*What you have to do*
Every record below should be transcribed exactly. Omit the images.

*Records for the task*
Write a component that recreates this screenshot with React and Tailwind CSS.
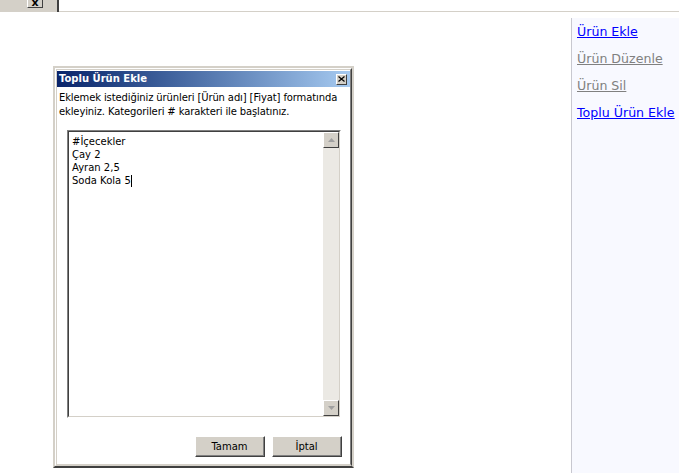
import React from 'react';

const tahoma = { fontFamily: '"DejaVu Sans", "Liberation Sans", sans-serif' };

function ScrollBtn({ down }) {
  return (
    <div className="w-[16px] h-[16px] bg-[#d4d0c8] border border-t-white border-l-white border-r-[#404040] border-b-[#404040] flex items-center justify-center">
      <svg width="7" height="4" viewBox="0 0 7 4">
        {down ? <path d="M0 0h7L3.5 4z" fill="#a0a0a0" /> : <path d="M0 4h7L3.5 0z" fill="#a0a0a0" />}
      </svg>
    </div>
  );
}

function WinButton({ children }) {
  return (
    <div className="h-[21px] w-[70px] bg-[#d4d0c8] border border-t-white border-l-white border-r-[#404040] border-b-[#404040]">
      <div className="h-full border-r border-b border-[#808080] flex items-center justify-center text-[10px] text-black">
        {children}
      </div>
    </div>
  );
}

function Dialog() {
  return (
    <div className="w-[301px] h-[402px] border-2 border-[#d4d0c8] border-b-[#404040]">
      <div className="h-full border border-t-white border-l-white border-r-[#404040] border-b-[#d4d0c8]">
        <div className="h-full border border-[#d4d0c8] border-r-[#808080] bg-white flex flex-col" style={tahoma}>
          <div className="mt-[1px] h-[16px] flex items-center justify-between pl-[2px] pr-[3px] bg-gradient-to-r from-[#0a246a] to-[#a6caf0]">
            <span className="text-[10px] font-bold text-white leading-none">Toplu Ürün Ekle</span>
            <div className="w-[11px] h-[11px] bg-[#d4d0c8] border border-t-white border-l-white border-r-[#404040] border-b-[#404040] flex items-center justify-center">
              <svg width="7" height="6" viewBox="0 0 7 6">
                <path d="M0.5 0.5L6.5 5.5M6.5 0.5L0.5 5.5" stroke="#000" strokeWidth="1.2" />
              </svg>
            </div>
          </div>
          <p className="px-[2px] pt-[4px] text-[10px] leading-[14px] tracking-[-0.12px] text-black">
            Eklemek istediğiniz ürünleri [Ürün adı] [Fiyat] formatında ekleyiniz. Kategorileri # karakteri ile başlatınız.
          </p>
          <div className="ml-[10px] mt-[11px] w-[274px] h-[288px] border border-t-[#808080] border-l-[#808080] border-r-white border-b-white">
            <div className="h-full border border-t-[#404040] border-l-[#404040] border-r-[#d4d0c8] border-b-[#d4d0c8] flex">
              <div className="flex-1 pl-[3px] pt-[3px] text-[10px] leading-[13px] text-black">
                <div>#İçecekler</div>
                <div>Çay 2</div>
                <div>Ayran 2,5</div>
                <div className="flex items-center">Soda Kola 5<span className="inline-block w-px h-[12px] bg-black" /></div>
              </div>
              <div className="w-[16px] bg-[#ebe9e4] flex flex-col justify-between">
                <ScrollBtn />
                <ScrollBtn down />
              </div>
            </div>
          </div>
          <div className="mt-[18px] pr-[8px] flex justify-end gap-[7px]">
            <WinButton>Tamam</WinButton>
            <WinButton>İptal</WinButton>
          </div>
        </div>
      </div>
    </div>
  );
}

export default function App() {
  const links = [
    { label: 'Ürün Ekle', active: true },
    { label: 'Ürün Düzenle', active: false },
    { label: 'Ürün Sil', active: false },
    { label: 'Toplu Ürün Ekle', active: true },
  ];
  return (
    <div className="w-[679px] h-[473px] bg-white flex flex-col overflow-hidden" style={tahoma}>
      <div className="flex h-[12px]">
        <div className="w-[59px] bg-[#d4d0c8] border-r-2 border-[#404040] pl-[27px]">
          <div className="w-[16px] h-[8px] bg-[#d4d0c8] border border-t-0 border-l-white border-r-[#404040] border-b-[#404040] overflow-hidden flex justify-center items-end">
            <span className="text-[11px] font-bold leading-[8px] text-black">x</span>
          </div>
        </div>
        <div className="flex-1 border-b border-[#d4d0c8]" />
      </div>
      <div className="flex flex-1">
        <div className="flex-1 pl-[53px] pt-[54px]">
          <Dialog />
        </div>
        <div className="w-[108px] mt-[6px] border-l border-[#c8c8d0] bg-[#f8f9ff] pl-[5px] pt-[6px] flex flex-col gap-[11px]">
          {links.map(l => (
            <a key={l.label} href="#" className={`text-[12.6px] leading-[16px] underline whitespace-nowrap ${l.active ? 'text-[#0000ff]' : 'text-[#808080]'}`}>
              {l.label}
            </a>
          ))}
        </div>
      </div>
    </div>
  );
}
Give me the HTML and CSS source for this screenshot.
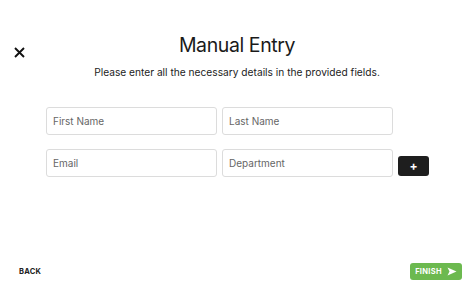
FILE: index.html
```html
<!DOCTYPE html>
<html>
<head>
<meta charset="utf-8">
<link rel="stylesheet" href="styles.css">
</head>
<body>
<div class="page">
  <header class="head">
    <button class="close" aria-label="Close">
      <svg width="11" height="11" viewBox="0 0 11 11"><path d="M1 1L10 10M10 1L1 10" stroke="#111" stroke-width="1.9" fill="none"/></svg>
    </button>
    <div class="titles">
      <h1 class="title">Manual Entry</h1>
      <p class="sub">Please enter all the necessary details in the provided fields.</p>
    </div>
  </header>
  <main class="form">
    <div class="field">First Name</div>
    <div class="field">Last Name</div>
    <div class="spacer"></div>
    <div class="field">Email</div>
    <div class="field">Department</div>
    <button class="add">+</button>
  </main>
  <footer class="foot">
    <button class="back">BACK</button>
    <button class="finish">FINISH
      <svg width="10" height="9" viewBox="0 0 10 9"><path d="M0.5 0.5L9.5 4.5L0.5 8.5L2.5 4.5Z" fill="#fff"/></svg>
    </button>
  </footer>
</div>
</body>
</html>
```
FILE: styles.css
```css
* { box-sizing: border-box; }
html, body { margin: 0; padding: 0; background: #fff; }
body { font-family: "Inter", "Lato", sans-serif; color: #1a1a1a; }
.page { width: 474px; height: 294px; display: flex; flex-direction: column; }
.head { display: grid; grid-template-columns: 46px 1fr 46px; padding-top: 32px; }
.close { grid-column: 1; background: none; border: 0; padding: 0; margin: 15px 0 0 14px; width: 11px; height: 11px; display: flex; align-self: start; }
.titles { grid-column: 2; text-align: center; }
.title { margin: 0; font-size: 19.5px; font-weight: 400; line-height: 26px; letter-spacing: -0.4px; color: #1a1a1a; }
.sub { margin: 7px 0 0; font-size: 10.2px; line-height: 14px; color: #222; }
.form { display: grid; grid-template-columns: 171px 171px 31px; column-gap: 5px; row-gap: 14px; margin: 28px 0 0 46px; }
.field { height: 28px; border: 1px solid #dcdcdc; border-radius: 3px; padding: 0 6px; display: flex; align-items: center; font-size: 10px; color: #666; }
.add { align-self: end; margin-bottom: 1px; height: 20px; background: #1e1e1e; color: #fff; border: 0; border-radius: 3px; font-size: 12px; font-weight: 700; padding: 0; line-height: 20px; font-family: inherit; }
.foot { margin-top: auto; display: flex; justify-content: space-between; align-items: center; padding: 0 12px 14px 19px; }
.back { background: none; border: 0; padding: 0; font-family: inherit; font-size: 7.5px; font-weight: 700; color: #222; letter-spacing: 0.2px; }
.finish { background: #6cb94f; border: 0; border-radius: 3px; color: #fff; height: 17px; width: 52px; display: flex; align-items: center; justify-content: center; gap: 5px; font-family: inherit; font-size: 7.5px; font-weight: 700; letter-spacing: 0.3px; padding: 0; }
```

*Complete answer*
Write a component that recreates this screenshot with React and Tailwind CSS.
import React from 'react';

const tahoma = { fontFamily: '"DejaVu Sans", "Liberation Sans", sans-serif' };

function ScrollBtn({ down }) {
  return (
    <div className="w-[16px] h-[16px] bg-[#d4d0c8] border border-t-white border-l-white border-r-[#404040] border-b-[#404040] flex items-center justify-center">
      <svg width="7" height="4" viewBox="0 0 7 4">
        {down ? <path d="M0 0h7L3.5 4z" fill="#a0a0a0" /> : <path d="M0 4h7L3.5 0z" fill="#a0a0a0" />}
      </svg>
    </div>
  );
}

function WinButton({ children }) {
  return (
    <div className="h-[21px] w-[70px] bg-[#d4d0c8] border border-t-white border-l-white border-r-[#404040] border-b-[#404040]">
      <div className="h-full border-r border-b border-[#808080] flex items-center justify-center text-[10px] text-black">
        {children}
      </div>
    </div>
  );
}

function Dialog() {
  return (
    <div className="w-[301px] h-[402px] border-2 border-[#d4d0c8] border-b-[#404040]">
      <div className="h-full border border-t-white border-l-white border-r-[#404040] border-b-[#d4d0c8]">
        <div className="h-full border border-[#d4d0c8] border-r-[#808080] bg-white flex flex-col" style={tahoma}>
          <div className="mt-[1px] h-[16px] flex items-center justify-between pl-[2px] pr-[3px] bg-gradient-to-r from-[#0a246a] to-[#a6caf0]">
            <span className="text-[10px] font-bold text-white leading-none">Toplu Ürün Ekle</span>
            <div className="w-[11px] h-[11px] bg-[#d4d0c8] border border-t-white border-l-white border-r-[#404040] border-b-[#404040] flex items-center justify-center">
              <svg width="7" height="6" viewBox="0 0 7 6">
                <path d="M0.5 0.5L6.5 5.5M6.5 0.5L0.5 5.5" stroke="#000" strokeWidth="1.2" />
              </svg>
            </div>
          </div>
          <p className="px-[2px] pt-[4px] text-[10px] leading-[14px] tracking-[-0.12px] text-black">
            Eklemek istediğiniz ürünleri [Ürün adı] [Fiyat] formatında ekleyiniz. Kategorileri # karakteri ile başlatınız.
          </p>
          <div className="ml-[10px] mt-[11px] w-[274px] h-[288px] border border-t-[#808080] border-l-[#808080] border-r-white border-b-white">
            <div className="h-full border border-t-[#404040] border-l-[#404040] border-r-[#d4d0c8] border-b-[#d4d0c8] flex">
              <div className="flex-1 pl-[3px] pt-[3px] text-[10px] leading-[13px] text-black">
                <div>#İçecekler</div>
                <div>Çay 2</div>
                <div>Ayran 2,5</div>
                <div className="flex items-center">Soda Kola 5<span className="inline-block w-px h-[12px] bg-black" /></div>
              </div>
              <div className="w-[16px] bg-[#ebe9e4] flex flex-col justify-between">
                <ScrollBtn />
                <ScrollBtn down />
              </div>
            </div>
          </div>
          <div className="mt-[18px] pr-[8px] flex justify-end gap-[7px]">
            <WinButton>Tamam</WinButton>
            <WinButton>İptal</WinButton>
          </div>
        </div>
      </div>
    </div>
  );
}

export default function App() {
  const links = [
    { label: 'Ürün Ekle', active: true },
    { label: 'Ürün Düzenle', active: false },
    { label: 'Ürün Sil', active: false },
    { label: 'Toplu Ürün Ekle', active: true },
  ];
  return (
    <div className="w-[679px] h-[473px] bg-white flex flex-col overflow-hidden" style={tahoma}>
      <div className="flex h-[12px]">
        <div className="w-[59px] bg-[#d4d0c8] border-r-2 border-[#404040] pl-[27px]">
          <div className="w-[16px] h-[8px] bg-[#d4d0c8] border border-t-0 border-l-white border-r-[#404040] border-b-[#404040] overflow-hidden flex justify-center items-end">
            <span className="text-[11px] font-bold leading-[8px] text-black">x</span>
          </div>
        </div>
        <div className="flex-1 border-b border-[#d4d0c8]" />
      </div>
      <div className="flex flex-1">
        <div className="flex-1 pl-[53px] pt-[54px]">
          <Dialog />
        </div>
        <div className="w-[108px] mt-[6px] border-l border-[#c8c8d0] bg-[#f8f9ff] pl-[5px] pt-[6px] flex flex-col gap-[11px]">
          {links.map(l => (
            <a key={l.label} href="#" className={`text-[12.6px] leading-[16px] underline whitespace-nowrap ${l.active ? 'text-[#0000ff]' : 'text-[#808080]'}`}>
              {l.label}
            </a>
          ))}
        </div>
      </div>
    </div>
  );
}
Give me the HTML and CSS source for this screenshot.
FILE: index.html
```html
<!DOCTYPE html>
<html>
<head>
<meta charset="utf-8">
<link rel="stylesheet" href="styles.css">
</head>
<body>
<div class="page">
  <header class="head">
    <button class="close" aria-label="Close">
      <svg width="11" height="11" viewBox="0 0 11 11"><path d="M1 1L10 10M10 1L1 10" stroke="#111" stroke-width="1.9" fill="none"/></svg>
    </button>
    <div class="titles">
      <h1 class="title">Manual Entry</h1>
      <p class="sub">Please enter all the necessary details in the provided fields.</p>
    </div>
  </header>
  <main class="form">
    <div class="field">First Name</div>
    <div class="field">Last Name</div>
    <div class="spacer"></div>
    <div class="field">Email</div>
    <div class="field">Department</div>
    <button class="add">+</button>
  </main>
  <footer class="foot">
    <button class="back">BACK</button>
    <button class="finish">FINISH
      <svg width="10" height="9" viewBox="0 0 10 9"><path d="M0.5 0.5L9.5 4.5L0.5 8.5L2.5 4.5Z" fill="#fff"/></svg>
    </button>
  </footer>
</div>
</body>
</html>
```
FILE: styles.css
```css
* { box-sizing: border-box; }
html, body { margin: 0; padding: 0; background: #fff; }
body { font-family: "Inter", "Lato", sans-serif; color: #1a1a1a; }
.page { width: 474px; height: 294px; display: flex; flex-direction: column; }
.head { display: grid; grid-template-columns: 46px 1fr 46px; padding-top: 32px; }
.close { grid-column: 1; background: none; border: 0; padding: 0; margin: 15px 0 0 14px; width: 11px; height: 11px; display: flex; align-self: start; }
.titles { grid-column: 2; text-align: center; }
.title { margin: 0; font-size: 19.5px; font-weight: 400; line-height: 26px; letter-spacing: -0.4px; color: #1a1a1a; }
.sub { margin: 7px 0 0; font-size: 10.2px; line-height: 14px; color: #222; }
.form { display: grid; grid-template-columns: 171px 171px 31px; column-gap: 5px; row-gap: 14px; margin: 28px 0 0 46px; }
.field { height: 28px; border: 1px solid #dcdcdc; border-radius: 3px; padding: 0 6px; display: flex; align-items: center; font-size: 10px; color: #666; }
.add { align-self: end; margin-bottom: 1px; height: 20px; background: #1e1e1e; color: #fff; border: 0; border-radius: 3px; font-size: 12px; font-weight: 700; padding: 0; line-height: 20px; font-family: inherit; }
.foot { margin-top: auto; display: flex; justify-content: space-between; align-items: center; padding: 0 12px 14px 19px; }
.back { background: none; border: 0; padding: 0; font-family: inherit; font-size: 7.5px; font-weight: 700; color: #222; letter-spacing: 0.2px; }
.finish { background: #6cb94f; border: 0; border-radius: 3px; color: #fff; height: 17px; width: 52px; display: flex; align-items: center; justify-content: center; gap: 5px; font-family: inherit; font-size: 7.5px; font-weight: 700; letter-spacing: 0.3px; padding: 0; }
```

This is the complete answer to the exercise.